While variety reigns, two sounds dominate the DIOY,Y? palette. Rushent admits they went a bit overboard with the Daft Punk-inspired vocoder effects, but they always backed them with a clean vocal track to keep the lyrics discernable amidst the distortion. The other dominant sound comes from the classic Sequential Circuits Pro-One synth, and Rushent doesn't think he'll ever grow tired of the mushroom-accented keyboard's buzz-saw tones. That was the only piece of gear the band made sure to bring to every studio they used.

Of course, DIOY,Y? is about much more than tinkering in the studio; they're always thinking about making their computer-based songs come alive. The band has built a reputation for chaos-inducing stage shows that can be so hectic, Rushent admits they have trouble settling things down to drop in “Dawn of the Dead” and their other less-riotous songs. But they're working on that; it should be all ironed out as they cross the pond this year for their first full tour of the States, or as Rushent calls it, “a proper boys road trip.” He's excited about the trip and the band's future.
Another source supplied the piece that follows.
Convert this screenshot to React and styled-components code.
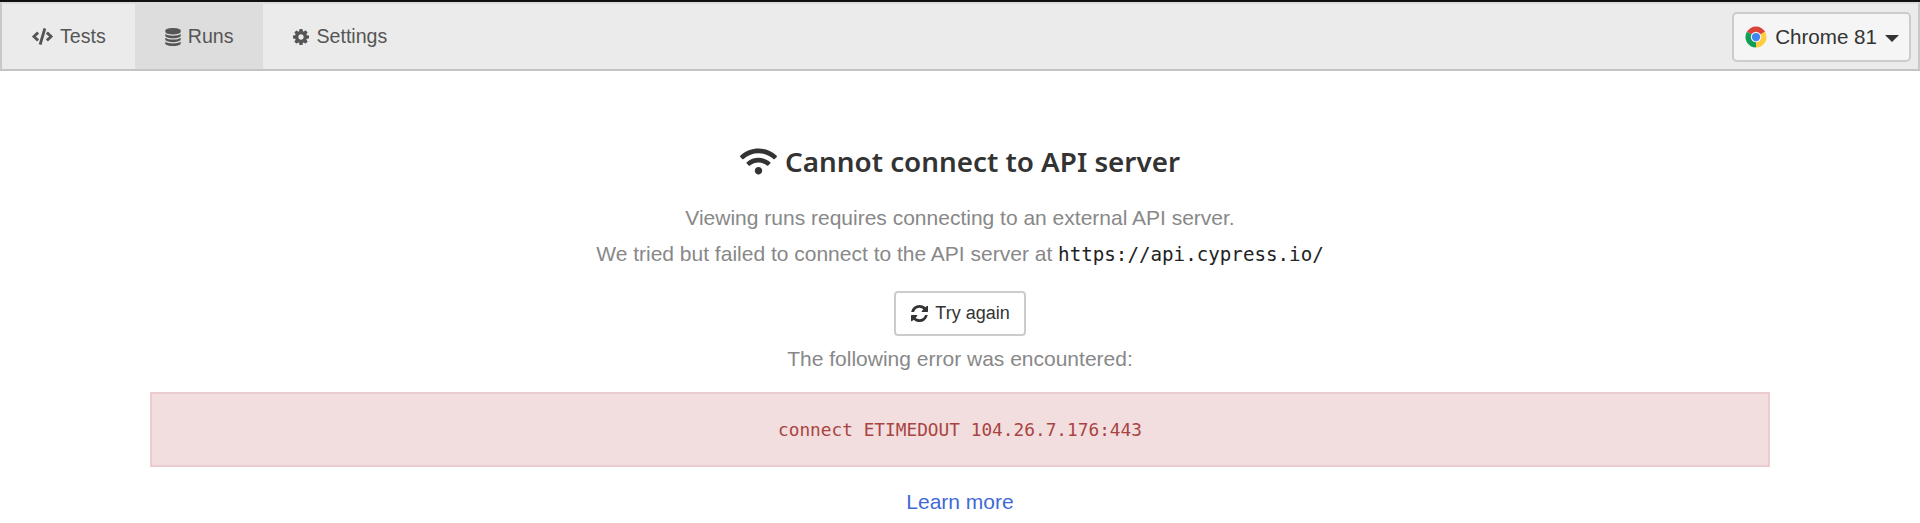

As he sees things, the versatility of their debut is just the start of the surprises in store for themselves and their fans. He sees the band's range as the key to surviving the new-rave hype and carving out their own place in the world of music.

“I think I could probably speak for all bands when I say no one likes to be lumped into a scene,” he says. “No one likes to be labeled with a certain type of music.”